Staying calm when the market is not
Some say the U.S. stock market will be strong in 2019 while others say we are heading for a recession. No one knows for sure. Economist Paul Samuelson famously said, “The stock market has forecast nine of the last five recessions.”
The stock market was far more volatile than investors would like during October through December, with the S&P 500 declining 9.2 percent during December alone. For all of 2018 the S&P 500 declined 6.2 percent. Most investors have a long-term perspective, so they expect some declines. However, no one wants another recession like the one that began in late 2007 and continued through March 2009 when the S&P 500 lost 54 percent.
Investors realize that we – as individuals – cannot predict or control the economy and the stock market. It is always best to not worry about what we cannot control, and to keep our focus on factors within our control. Today’s article is part one of a two-part series about staying calm when the stock market is not. Today we will focus on how to do a financial review of your investments. Next month’s article will address the personal factors that can help you stay calm.
REDUCE RISK: If you suspect you have too much risk in your investments, make changes now to lower it. Many financial advisers prefer the term “tolerance for loss,” rather than tolerance for risk. This is because psychologists have shown that people experience roughly three times the stress from a loss than from a gain. So, if the recent market volatility caused you severe anxiety, you may have too much risk in your investments.
REVIEW EVERY INVESTMENT: Using Dec. 31, 2018, data, determine if each investment still deserves to be in your account. I do this sort of due diligence on an ongoing basis for my clients, and I recommend you do it at least once a year. If you have a financial adviser, ask them to provide you with performance reports and a financial review. If you are a do-it-your-selfer, use the website for the investments you own.

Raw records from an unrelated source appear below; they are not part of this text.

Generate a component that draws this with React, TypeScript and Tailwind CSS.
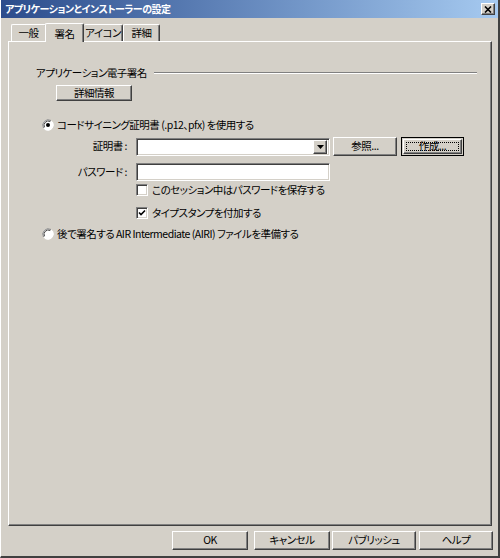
import React from 'react'

const raised =
  'bg-[#d4d0c8] border border-t-white border-l-white border-r-[#404040] border-b-[#404040] shadow-[inset_-1px_-1px_0_#808080]'
const sunken =
  'bg-white border border-t-[#808080] border-l-[#808080] border-r-white border-b-white shadow-[inset_1px_1px_0_#404040,inset_-1px_-1px_0_#d4d0c8]'

function Btn({ label, className = '' }: { label: string; className?: string }) {
  return (
    <div className={`${raised} flex items-center justify-center leading-none ${className}`}>
      {label}
    </div>
  )
}

function Radio({ checked }: { checked?: boolean }) {
  return (
    <svg width="12" height="12" viewBox="0 0 12 12" className="shrink-0">
      <circle cx="6" cy="6" r="5.5" fill="#fff" />
      <path d="M1.5 9 A5.5 5.5 0 0 1 9 1.5" stroke="#808080" strokeWidth="1" fill="none" />
      <path d="M2.5 8.3 A4.3 4.3 0 0 1 8.3 2.5" stroke="#404040" strokeWidth="1" fill="none" />
      <path d="M10.5 3 A5.5 5.5 0 0 1 3 10.5" stroke="#fff" strokeWidth="1" fill="none" />
      {checked && <circle cx="6" cy="6" r="2" fill="#000" />}
    </svg>
  )
}

function Check({ checked }: { checked?: boolean }) {
  return (
    <div className={`${sunken} w-[12px] h-[12px] shrink-0 flex items-center justify-center`}>
      {checked && (
        <svg width="8" height="8" viewBox="0 0 8 8">
          <path d="M1 3.5 L3 5.5 L7 1.5" stroke="#000" strokeWidth="1.6" fill="none" />
        </svg>
      )}
    </div>
  )
}

export default function App() {
  return (
    <div className="w-[500px] h-[558px] bg-[#d4d0c8] flex flex-col whitespace-nowrap border-l border-l-white border-r-2 border-r-[#404040] border-b-2 border-b-[#404040] font-['Noto_Sans_CJK_JP',sans-serif] text-[10.5px] tracking-[-0.5px] text-black [font-feature-settings:'palt']">
      {/* title bar */}
      <div className="h-[18px] flex items-center justify-between pl-[4px] pr-[3px] bg-gradient-to-r from-[#2c4c8c] to-[#a6caf0]">
        <span className="text-white font-bold text-[10px] leading-none">アプリケーションとインストーラーの設定</span>
        <div className={`${raised} w-[14px] h-[12px] flex items-center justify-center`}>
          <svg width="8" height="7" viewBox="0 0 8 7">
            <path d="M1 0.5 L7 6.5 M7 0.5 L1 6.5" stroke="#000" strokeWidth="1.6" />
          </svg>
        </div>
      </div>

      {/* tabs */}
      <div className="flex items-end h-[19px] mt-[5px] pl-[10px] relative z-10">
        <div className="h-[17px] w-[35px] flex items-center justify-center border-t border-l border-t-white border-l-white border-r border-r-[#404040] rounded-t-[2px] mb-[1px]">一般</div>
        <div className="h-[19px] w-[39px] -ml-[1px] flex items-start pt-[2px] justify-center bg-[#d4d0c8] border-t border-l border-t-white border-l-white border-r border-r-[#404040] shadow-[inset_-1px_0_0_#808080] rounded-t-[2px]">署名</div>
        <div className="h-[17px] w-[39px] flex items-center justify-center border-t border-r border-t-white border-r-[#404040] shadow-[inset_-1px_0_0_#808080] rounded-t-[2px] mb-[1px]">アイコン</div>
        <div className="h-[17px] w-[37px] flex items-center justify-center border-t border-l border-r border-t-white border-l-white border-r-[#404040] shadow-[inset_-1px_0_0_#808080] rounded-t-[2px] mb-[1px]">詳細</div>
      </div>

      {/* panel */}
      <div className="ml-[7px] w-[484px] h-[485px] -mt-[1px] border border-t-white border-l-white border-r-[#404040] border-b-[#404040] shadow-[inset_-1px_-1px_0_#808080] flex flex-col">
        <div className="mt-[25px] h-[12px] flex items-center pl-[27px] pr-[14px] gap-[7px]">
          <span className="leading-none">アプリケーション電子署名</span>
          <div className="flex-1 h-[2px] border-t border-t-[#808080] border-b border-b-white" />
        </div>

        <Btn label="詳細情報" className="ml-[47px] mt-[6px] w-[76px] h-[16px]" />

        <div className="mt-[18px] h-[12px] flex items-center pl-[33px] gap-[3px]">
          <Radio checked />
          <span className="leading-none">コードサイニング証明書 (.p12、pfx) を使用する</span>
        </div>

        <div className="mt-[6px] h-[19px] flex items-center">
          <div className="w-[118px] text-right leading-none">証明書 :</div>
          <div className={`${sunken} ml-[9px] w-[194px] h-[18px] flex justify-end items-center pr-[2px]`}>
            <div className={`${raised} w-[14px] h-[14px] flex items-center justify-center`}>
              <svg width="7" height="4" viewBox="0 0 7 4">
                <path d="M0 0 H7 L3.5 4 Z" fill="#000" />
              </svg>
            </div>
          </div>
          <Btn label="参照..." className="ml-[3px] w-[64px] h-[19px]" />
          <div className="ml-[4px] w-[63px] h-[19px] border border-black p-[1px]">
            <div className={`${raised} w-full h-full flex items-center justify-center p-[2px]`}>
              <div className="w-full h-full border border-dotted border-black flex items-center justify-center leading-none">作成...</div>
            </div>
          </div>
        </div>

        <div className="mt-[7px] h-[18px] flex items-center">
          <div className="w-[118px] text-right leading-none">パスワード :</div>
          <div className={`${sunken} ml-[9px] w-[194px] h-[18px]`} />
        </div>

        <div className="mt-[3px] h-[12px] flex items-center pl-[127px] gap-[4px]">
          <Check />
          <span className="leading-none">このセッション中はパスワードを保存する</span>
        </div>

        <div className="mt-[11px] h-[12px] flex items-center pl-[127px] gap-[4px]">
          <Check checked />
          <span className="leading-none">タイプスタンプを付加する</span>
        </div>

        <div className="mt-[9px] h-[12px] flex items-center pl-[33px] gap-[3px]">
          <Radio />
          <span className="leading-none">後で署名する AIR Intermediate (AIRI) ファイルを準備する</span>
        </div>
      </div>

      {/* bottom buttons */}
      <div className="mt-[5px] flex pl-[171px]">
        <Btn label="OK" className="w-[76px] h-[19px]" />
        <Btn label="キャンセル" className="ml-[6px] w-[76px] h-[19px]" />
        <Btn label="パブリッシュ" className="ml-[2px] w-[84px] h-[19px]" />
        <Btn label="ヘルプ" className="ml-[3px] w-[74px] h-[19px]" />
      </div>
    </div>
  )
}
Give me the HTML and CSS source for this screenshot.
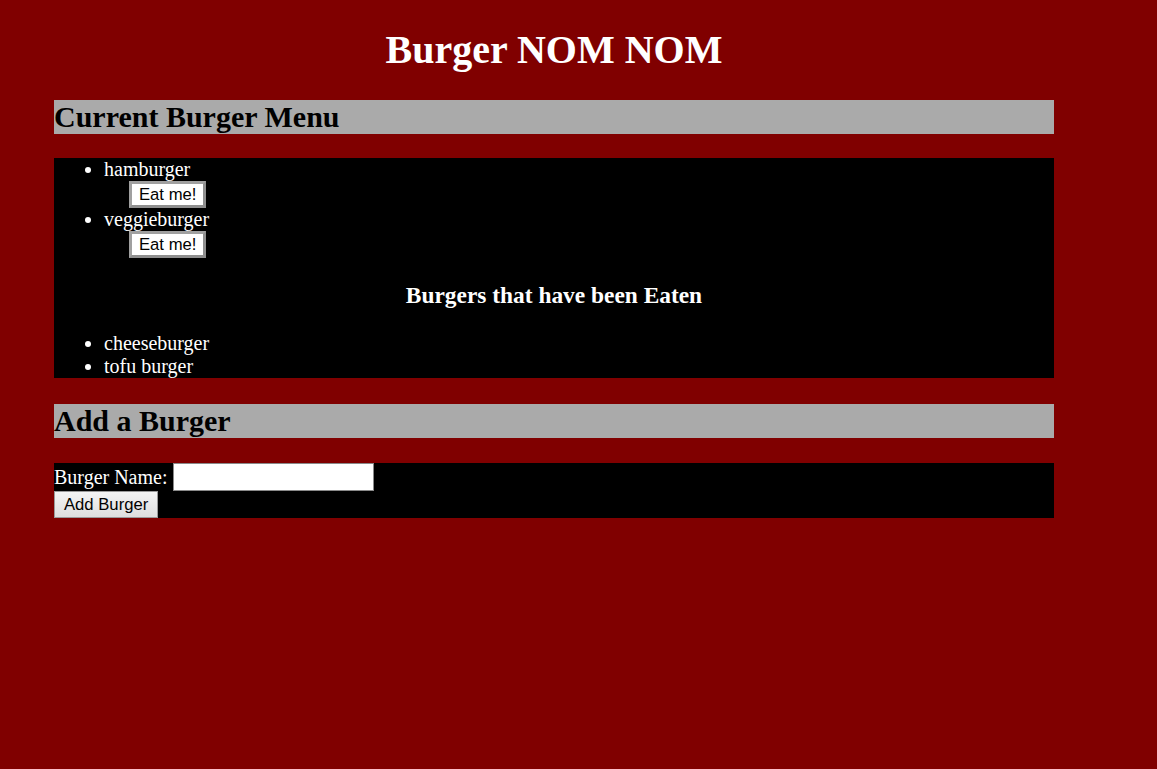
FILE: index.html
```html
<!DOCTYPE html>
<html lang="en">
<head>
<meta charset="utf-8">
<title>Burger NOM NOM</title>
<link rel="stylesheet" href="styles.css">
</head>
<body>
<div class="container">
  <h1 class="title">Burger NOM NOM</h1>
  <h2 class="bar">Current Burger Menu</h2>
  <div class="panel">
    <ul class="list">
      <li>hamburger
        <div class="eat-row"><button class="eat-btn" type="button">Eat me!</button></div>
      </li>
      <li>veggieburger
        <div class="eat-row"><button class="eat-btn" type="button">Eat me!</button></div>
      </li>
    </ul>
    <h3 class="sub">Burgers that have been Eaten</h3>
    <ul class="list">
      <li>cheeseburger</li>
      <li>tofu burger</li>
    </ul>
  </div>
  <h2 class="bar">Add a Burger</h2>
  <form class="panel form">
    <div class="form-row"><label for="bn">Burger Name:</label> <input id="bn" class="name-input" type="text"></div>
    <button class="add-btn" type="button">Add Burger</button>
  </form>
</div>
</body>
</html>
```
FILE: styles.css
```css
html, body {
  background: #800000;
}
body {
  margin: 0;
  padding: 0 8px;
  font-family: "Liberation Serif", "Times New Roman", serif;
  font-size: 20px;
  color: #fff;
}
.container {
  width: 1000px;
  margin-left: 46px;
}
.title {
  font-size: 40px;
  margin: 26.8px 0;
  text-align: center;
  line-height: 46px;
  color: #fff;
}
.bar {
  background: #aaaaaa;
  color: #000;
  font-size: 30px;
  line-height: 34px;
  margin: 26px 0 24px;
}
.panel {
  background: #000;
  color: #fff;
}
.list {
  margin: 20px 0;
  padding-left: 50px;
  line-height: 23px;
}
.eat-row {
  padding-left: 25px;
  line-height: 0;
  height: 27.5px;
}
.eat-btn {
  font-family: "Liberation Sans", Arial, sans-serif;
  font-size: 16.67px;
  line-height: 19px;
  height: 27px;
  padding: 1px 7px;
  background: #fff;
  color: #000;
  border: 3px solid #8f8f8f;
  border-top-color: #a0a0a0;
  border-left-color: #a0a0a0;
  margin: 0;
  vertical-align: top;
}
.sub {
  text-align: center;
  font-size: 23.4px;
  line-height: 27px;
  margin: 23.4px 0;
}
.form {
  margin: 25px 0 0;
  display: flex;
  flex-direction: column;
  align-items: flex-start;
}
.form-row {
  display: flex;
  align-items: center;
  height: 28px;
  line-height: 23px;
}
.form-row label {
  margin-right: 5px;
}
.name-input {
  box-sizing: border-box;
  width: 201px;
  height: 28px;
  margin: 0;
  border: 1px solid #8a8a8a;
  background: #fff;
  padding: 1px 3px;
  font-size: 16.67px;
}
.add-btn {
  font-family: "Liberation Sans", Arial, sans-serif;
  font-size: 16.67px;
  box-sizing: border-box;
  height: 27px;
  padding: 1px 9px;
  margin: 0;
  color: #000;
  background: linear-gradient(#f4f4f4, #dedede);
  border: 1px solid #9a9a9a;
}
```
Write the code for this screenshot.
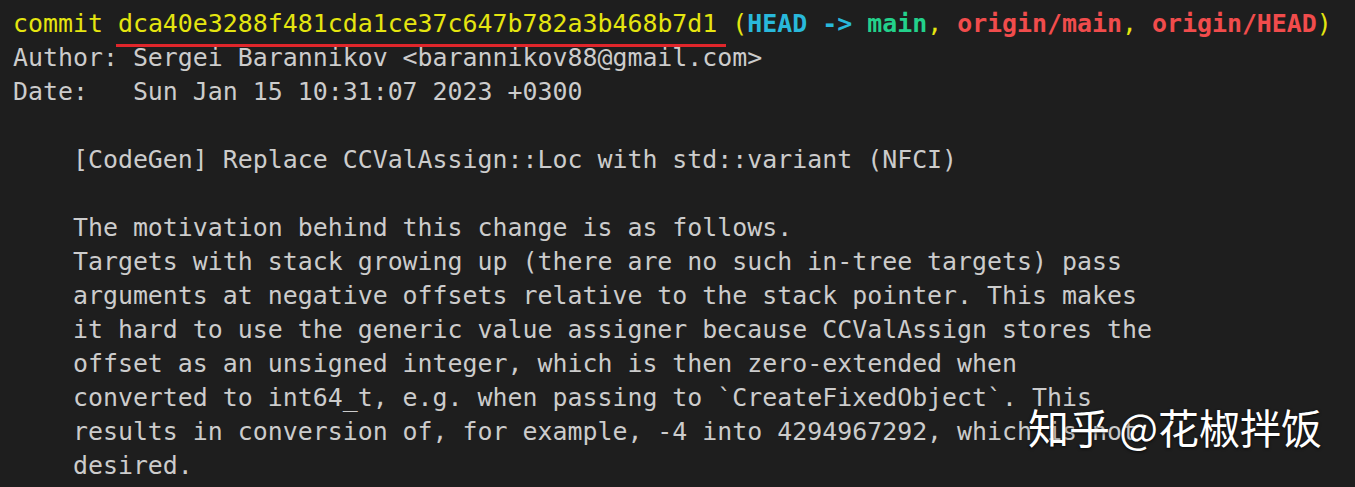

Reviewing each investment does not mean you should sell it if it had poor performance. Most U.S. and international equity mutual funds lost money in 2018, but they may still deserve a place in your portfolio. By reviewing them (over several years), you can compare them to their peers and determine whether you want to continue holding that investment. You may decide you want to replace several funds with a balanced fund or an index fund with low fees.
MINIMIZE FEES: If you suspect you have high fees within your investments, make changes to lower them. If you are working with a broker or a financial adviser, ask them to provide you with a list of fees from all sources that impact your investments. This may include quarterly or annual fees, commissions, expense ratios, referral fees, wrap fees, trails and 12b-1 fees from mutual funds. You have a right to know every fee, because fees reduce your investment performance.
TAKE ADVANTAGE OF A ROTH IRA: Are you missing an opportunity to fund a Roth IRA or to convert a portion of a traditional IRA to a Roth IRA? Recognizing that we are moving into tax season, chapter eight (“Wise Tax Strategies”) of my book, “The Joy of Financial Security,” is available free on my website by using the following link: thejoyoffinancialsecurity.com/taxes.pdf. This chapter provides tips from a concept known as “three tax buckets” and provides information on the many benefits of Roth IRAs.
If you are eligible, open and fund a Roth IRA now. You can still fund the Roth IRA (up to $5,500 for persons under 50 and $6,500 for persons 50 and over) for tax year 2018 until April 15, 2019. You can also fund it immediately for 2019, and the limits have increased to $6,000 for persons under age 50 and $7,000 for persons 50 and over.
Investments can be intimidating. The key is to not neglect your investments and to manage them wisely. Then, you can stay calm even when the market is not. Regardless of the swings, the most important thing is to protect your financial security and sleep well at night.